I thought that gingerbread house was way cool and I checked it out every chance I got but I had to sneak around to do it because I was supposed to be working, obviously.
There was this one waiter who kept hitting on me. There was this other waiter who had a large penis who boasted that he had seen the inside of every hotel room at some fancy hotel in Cherry Hill where he used to work. There was this other very serious waiter who used to be in the service who had a wife and two kids.
I would have been a very good waiter if all that was required was to be very polite and to behave in the same manner as I’d seen fancy waiters act in the movies. Regrettably, there was more to it than that, and I hated working there, and I quit before the week was out.
I couldn’t remember before, but now for some odd reason I recall that that hung waiter dude was talking about the Sheraton Inn on Route 70 near the 295 interchange.
But hey look -- in my own defense -- where I come from, that was fancy.
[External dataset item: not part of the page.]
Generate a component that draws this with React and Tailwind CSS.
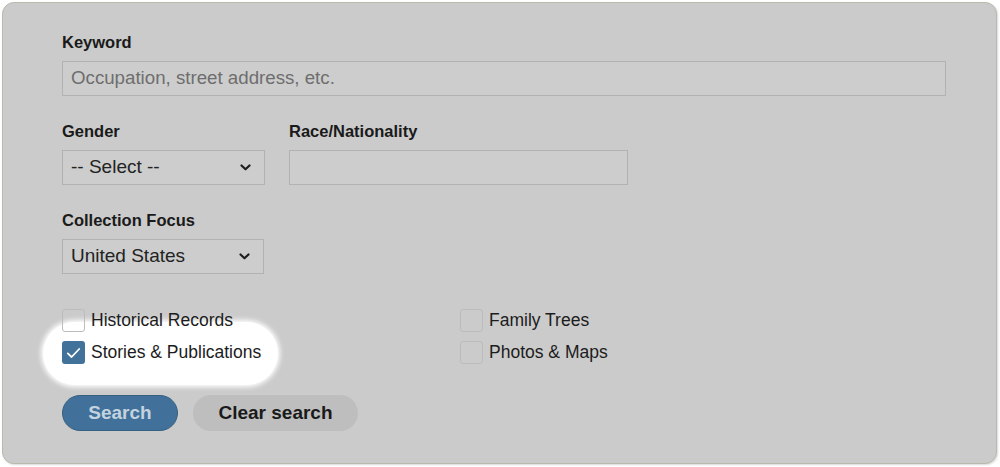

Can anyone recommend a good gingerbread recipe? Something that both tastes good and would hold up well in the construction of a house? And that wouldn't get too stale if on display for a few days?
And while you are at it, a good icing that could act as a structural adhesive?
I've never made a serious attempt at a gingerbread house, but this may be my year to try.
This is fun, did it with the kids last year. However, we nobody touched the cake as everybody enjoyed just staring at it. We even had unique furniture in Chicago which we copied and placed into the miniature cake house.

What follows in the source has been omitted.